Same starting point and chain rule application
The derivative of $(wx^{(i)} + b)$ with respect to $b$ is 1
Result:

\frac{\partial J}{\partial b} = \frac{1}{m} \sum_{i=0}^{m-1} (f_{w,b}(x^{(i)}) - y^{(i)})

Gradient Descent Algorithm

The algorithm iteratively optimizes $w$ and $b$ through these steps:

repeat until convergence:

w = w - \alpha \frac{\partial J(w,b)}{\partial w}

b = b - \alpha \frac{\partial J(w,b)}{\partial b}

Where:

$\alpha$ (alpha) is the learning rate, controlling step size
Parameters $w$ , $b$ are updated simultaneously

Why Subtract the Gradient?

We subtract (rather than add) because:

If ∂J/∂w is positive, increasing w increases the cost → so we decrease w
If ∂J/∂w is negative, increasing w decreases the cost → so we increase w
This ensures we always move in the direction that reduces the cost

The Gradient Formulas Explained

\frac{\partial J}{\partial w} = \frac{1}{m} \sum_{i=0}^{m-1} (f_{w,b}(x^{(i)}) - y^{(i)}) x^{(i)}

The error term $(f_{w,b}(x^{(i)}) - y^{(i)})$ measures prediction error
Multiplied by $x^{(i)}$ because $w$ is multiplied by $x$ in the model
Averaged over all $m$ examples

\frac{\partial J}{\partial b} = \frac{1}{m} \sum_{i=0}^{m-1} (f_{w,b}(x^{(i)}) - y^{(i)})

Same error term, but no $x^{(i)}$ multiplication
This is because $b$ affects the output directly (not through $x$ )
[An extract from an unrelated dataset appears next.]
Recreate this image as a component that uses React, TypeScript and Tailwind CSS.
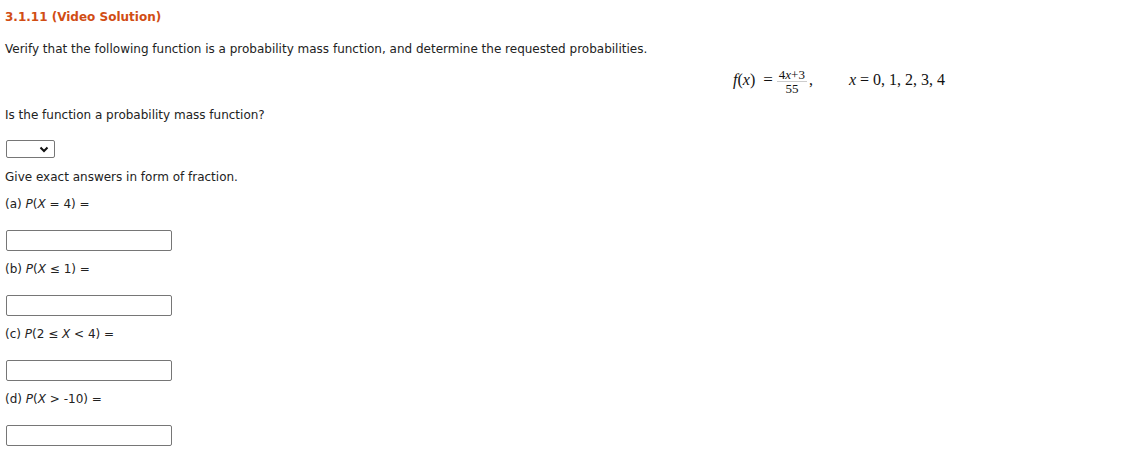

Key Concept: “Simultaneously”

The note about simultaneous updates is crucial:

First, calculate both partial derivatives using the current w and b values
Only after computing both gradients do you update w and b
This ensures consistent gradient calculations across all parameters

How It Works

The algorithm:

Computes how the cost changes with respect to each parameter (gradients show the “slope” of the cost function)
Updates parameters in the opposite direction of the gradient (moving “downhill” toward lower cost)
Repeats until convergence (when parameters stop changing significantly)
Gradually moves toward the values of w and b that minimize prediction error

This iterative process finds the optimal parameters that best fit the linear model to the training data, like a ball rolling down a hill until it reaches the lowest point.